Judge George Wu, of the U.S. District Court for the Central District of California, issued the injunction Dec. 27 against Aereokiller, FilmOn.com and related services owned by Nigerian-born media entrepreneur Alkiviades "Alki" David. The services are being sued for copyright infringement by ABC, CBS, Fox, NBC and related parties, which had requested a preliminary injunction.

“We are pleased, but certainly not surprised, by the court's decision,” Fox spokesman Scott Grogin said via email Friday. CBS and NBC declined to comment.

Representatives for Aereokiller, FilmOn and David did not respond to requests for comment.

Aereokiller’s lawyers had cited a court ruling earlier this year by the U.S. District Court for the Southern District of New York denying a request by broadcasters seeking to shut down Aereo -- a separate company whose backers include media mogul Barry Diller.

But Judge Wu rejected the legal interpretation of the New York court, which relied on a previous ruling by the U.S. Court of Appeals for the Second Circuit that Cablevision Systems’ network DVR was a private (not a public) performance.

The California district court “would find that Defendants' transmissions are public performances, and therefore infringe Plaintiffs' exclusive right of public performance,” Wu wrote in a Dec. 20 brief outlining his tentative ruling granting an injunction. “The Court finds that Defendants' unique-copy transmission argument based on Cablevision and Aereo is not binding in the Ninth Circuit.”

Judge Wu’s injunction covers only the geographic boundaries encompassing the U.S. Court of Appeals for the Ninth Circuit.

New York-based Aereo declined to comment on the case.
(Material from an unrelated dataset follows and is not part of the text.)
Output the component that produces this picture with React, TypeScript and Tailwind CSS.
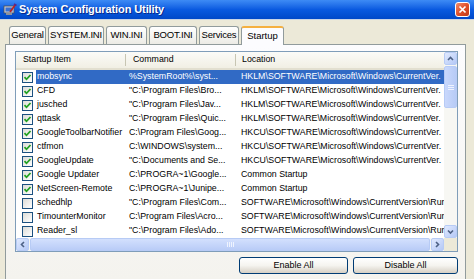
import React from "react";

type Row = { on: boolean; name: string; cmd: string; loc: string };

const HKLM = "HKLM\\SOFTWARE\\Microsoft\\Windows\\CurrentVer.";
const HKCU = "HKCU\\SOFTWARE\\Microsoft\\Windows\\CurrentVer.";
const RUN = "SOFTWARE\\Microsoft\\Windows\\CurrentVersion\\Run";

const rows: Row[] = [
  { on: true, name: "mobsync", cmd: "%SystemRoot%\\syst...", loc: HKLM },
  { on: true, name: "CFD", cmd: '"C:\\Program Files\\Bro...', loc: HKLM },
  { on: true, name: "jusched", cmd: '"C:\\Program Files\\Jav...', loc: HKLM },
  { on: true, name: "qttask", cmd: '"C:\\Program Files\\Quic...', loc: HKLM },
  { on: true, name: "GoogleToolbarNotifier", cmd: "C:\\Program Files\\Goog...", loc: HKCU },
  { on: true, name: "ctfmon", cmd: "C:\\WINDOWS\\system...", loc: HKCU },
  { on: true, name: "GoogleUpdate", cmd: '"C:\\Documents and Se...', loc: HKCU },
  { on: true, name: "Google Updater", cmd: "C:\\PROGRA~1\\Google...", loc: "Common Startup" },
  { on: true, name: "NetScreen-Remote", cmd: "C:\\PROGRA~1\\Junipe...", loc: "Common Startup" },
  { on: false, name: "schedhlp", cmd: '"C:\\Program Files\\Com...', loc: RUN },
  { on: false, name: "TimounterMonitor", cmd: "C:\\Program Files\\Acro...", loc: RUN },
  { on: false, name: "Reader_sl", cmd: '"C:\\Program Files\\Ado...', loc: RUN },
];

const tabs = [
  { label: "General", w: "w-[37px]" },
  { label: "SYSTEM.INI", w: "w-[56px]" },
  { label: "WIN.INI", w: "w-[41px]" },
  { label: "BOOT.INI", w: "w-[48px]" },
  { label: "Services", w: "w-[40px]" },
];

function Check({ on }: { on: boolean }) {
  return (
    <div className="w-[11px] h-[11px] border border-[#1c5180] bg-gradient-to-br from-[#dcdcd7] to-white flex items-center justify-center shrink-0">
      {on && (
        <svg width="9" height="9" viewBox="0 0 9 9">
          <path d="M1.5 4.2 L3.5 6.3 L7.5 2" fill="none" stroke="#21a121" strokeWidth="1.8" />
        </svg>
      )}
    </div>
  );
}

function Arrow({ dir }: { dir: "up" | "down" | "left" | "right" }) {
  const d = {
    up: "M2 6 L4.5 3.5 L7 6",
    down: "M2 3.5 L4.5 6 L7 3.5",
    left: "M6 2 L3.5 4.5 L6 7",
    right: "M3 2 L5.5 4.5 L3 7",
  }[dir];
  return (
    <div className="w-[13px] h-[13px] rounded-[2px] border border-[#b7cbf5] bg-gradient-to-br from-[#e1eafe] to-[#b4c8f6] flex items-center justify-center shrink-0">
      <svg width="9" height="9" viewBox="0 0 9 9">
        <path d={d} fill="none" stroke="#4d6185" strokeWidth="1.6" />
      </svg>
    </div>
  );
}

function XpButton({ label, w }: { label: string; w: string }) {
  return (
    <button
      className={`${w} h-[17px] rounded-[3px] border border-[#003c74] bg-gradient-to-b from-white via-[#f5f4ef] to-[#d6d0c5] text-[9px] text-black flex items-center justify-center`}
    >
      {label}
    </button>
  );
}

export default function App() {
  return (
    <div
      className="w-[474px] h-[279px] overflow-hidden bg-[#ece9d8] flex flex-col text-black"
      style={{ fontFamily: '"Liberation Sans", Arial, sans-serif' }}
    >
      {/* title bar */}
      <div className="h-[20px] shrink-0 flex items-center bg-gradient-to-b from-[#3d8bf5] via-[#0a5ae0] to-[#0048c8] border-b border-[#c9d4e6] pl-[3px] pr-[4px]">
        <svg width="14" height="13" viewBox="0 0 14 13">
          <rect x="1" y="3" width="10" height="7" fill="#c8ccd4" stroke="#4a4f5a" strokeWidth="0.8" />
          <rect x="2.5" y="4.5" width="7" height="4" fill="#3a6fd0" />
          <rect x="3" y="10" width="6" height="2" fill="#8c919c" />
          <path d="M7 9 L12.5 1.5" stroke="#c02020" strokeWidth="1.6" />
          <path d="M11 1 L13.5 2.5" stroke="#5a2a8a" strokeWidth="1.8" />
        </svg>
        <span className="ml-[2px] text-white font-bold text-[11px] leading-none tracking-[-0.1px] [text-shadow:1px_1px_0_#0a2a8a]">
          System Configuration Utility
        </span>
        <div className="ml-auto w-[15px] h-[15px] rounded-[3px] border border-white bg-gradient-to-br from-[#f08a6a] via-[#e0502a] to-[#c03a18] flex items-center justify-center">
          <svg width="9" height="9" viewBox="0 0 9 9">
            <path d="M1.5 1.5 L7.5 7.5 M7.5 1.5 L1.5 7.5" stroke="white" strokeWidth="1.7" />
          </svg>
        </div>
      </div>

      {/* tab strip */}
      <div className="flex items-end pl-[9px] pt-[6px] gap-[2px] relative z-10">
        {tabs.map((t) => (
          <div
            key={t.label}
            className={`${t.w} h-[18px] border border-b-0 border-[#919b9c] rounded-t-[3px] bg-gradient-to-b from-white to-[#ecebe5] text-[9.5px] tracking-[-0.2px] whitespace-nowrap flex items-center justify-center`}
          >
            {t.label}
          </div>
        ))}
        <div className="w-[43px] h-[19px] -mb-px border border-b-0 border-[#919b9c] border-t-2 border-t-[#f5b040] rounded-t-[3px] bg-[#fcfcfe] text-[9.5px] flex items-center justify-center">
          Startup
        </div>
      </div>

      {/* panel */}
      <div className="ml-[5px] w-[461px] flex-1 border border-[#919b9c] border-b-0 bg-gradient-to-b from-[#fcfcfe] to-[#f4f3ee] pl-[9px] pt-[6px]">
        {/* list view */}
        <div className="w-[443px] h-[201px] border border-[#7f9db9] bg-white flex flex-col text-[8.8px]">
          <div className="flex h-[186px]">
            <div className="w-[428px] overflow-hidden">
              {/* header */}
              <div className="h-[18px] flex items-center bg-gradient-to-b from-[#fbfbf8] to-[#f1efe4] border-b-2 border-[#e2dfd0]">
                <div className="w-[110px] pl-[7px] border-r border-[#c7c5b2] h-[12px] flex items-center">Startup Item</div>
                <div className="w-[110px] pl-[7px] border-r border-[#c7c5b2] h-[12px] flex items-center">Command</div>
                <div className="flex-1 pl-[6px] h-[12px] flex items-center">Location</div>
              </div>
              {rows.map((r, i) => {
                const sel = i === 0;
                return (
                  <div key={r.name} className="h-[14px] flex items-center whitespace-nowrap">
                    <div className="w-[20px] pl-[6px] shrink-0">
                      <Check on={r.on} />
                    </div>
                    <div
                      className={`flex-1 flex items-center h-full ${sel ? "bg-[#316ac5] text-white" : ""}`}
                    >
                      <div className="w-[90px] pl-[1px] overflow-hidden">{r.name}</div>
                      <div className="w-[110px] pl-[3px] overflow-hidden">{r.cmd}</div>
                      <div className="w-[208px] pl-[5px] overflow-hidden">{r.loc}</div>
                    </div>
                  </div>
                );
              })}
            </div>
            {/* vertical scrollbar */}
            <div className="w-[13px] flex flex-col bg-[#f7f7f3]">
              <Arrow dir="up" />
              <div className="mt-[1px] h-[42px] rounded-[2px] border border-[#b7cbf5] bg-gradient-to-r from-[#c9d8fc] to-[#b7cbf6] flex flex-col items-center justify-center gap-[1px]">
                <div className="w-[6px] h-px bg-[#eef3fe]" />
                <div className="w-[6px] h-px bg-[#eef3fe]" />
                <div className="w-[6px] h-px bg-[#eef3fe]" />
              </div>
              <div className="flex-1" />
              <Arrow dir="down" />
            </div>
          </div>
          {/* horizontal scrollbar */}
          <div className="flex flex-1">
            <div className="w-[428px] flex bg-[#f7f7f3]">
              <Arrow dir="left" />
              <div className="flex-1 mx-[1px] rounded-[2px] border border-[#b7cbf5] bg-gradient-to-b from-[#d3e0fd] to-[#b9ccf7] flex items-center justify-center gap-[1px]">
                <div className="w-px h-[5px] bg-[#eef3fe]" />
                <div className="w-px h-[5px] bg-[#eef3fe]" />
                <div className="w-px h-[5px] bg-[#eef3fe]" />
                <div className="w-px h-[5px] bg-[#eef3fe]" />
              </div>
              <Arrow dir="right" />
            </div>
            <div className="w-[13px] bg-[#ece9d8]" />
          </div>
        </div>

        {/* buttons */}
        <div className="w-[443px] flex justify-end gap-[5px] mt-[5px]">
          <XpButton label="Enable All" w="w-[109px]" />
          <XpButton label="Disable All" w="w-[105px]" />
        </div>
      </div>
    </div>
  );
}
Aereo won a reprieve with the Southern District of New York court’s ruling, but the startup is still facing copyright-infringement litigation filed by major broadcasters.

In his brief last week, Judge Wu wrote that the broadcasters demonstrated irreparable harm.

“Revenues from retransmission consent licensing have become increasingly important to the broadcast industry, and are used to fund the development and acquisition of broadcast programming,” he wrote. In addition, “Defendants' service also competes with Plaintiffs' ability to develop their own Internet distribution channels.”

As of Friday morning, live TV feeds for the New York affiliates of ABC, CBS and NBC were still available through FilmOn.com. FilmOn and Aereokiller were ordered to file a report affirming and detailing their compliance with the injunction by Jan. 3.

Alki David has run afoul of broadcasters before. TV broadcasters sued FilmOn in 2010 over a $9.95-per-month service that included what it called "premium free-to-air television channels" including those from CBS, ABC, NBC and Fox. In that case, a judge issued a temporary restraining order blocking the service; FilmOn eventually settled with the networks and agreed to pay $1.6 million.

Currently, FilmOn.com advertises local channels available via its website for $9.95 per month (or $99 per year) as well as remote DVR storage space ranging from $1 per month for three hours to $190 per month for 300 hours.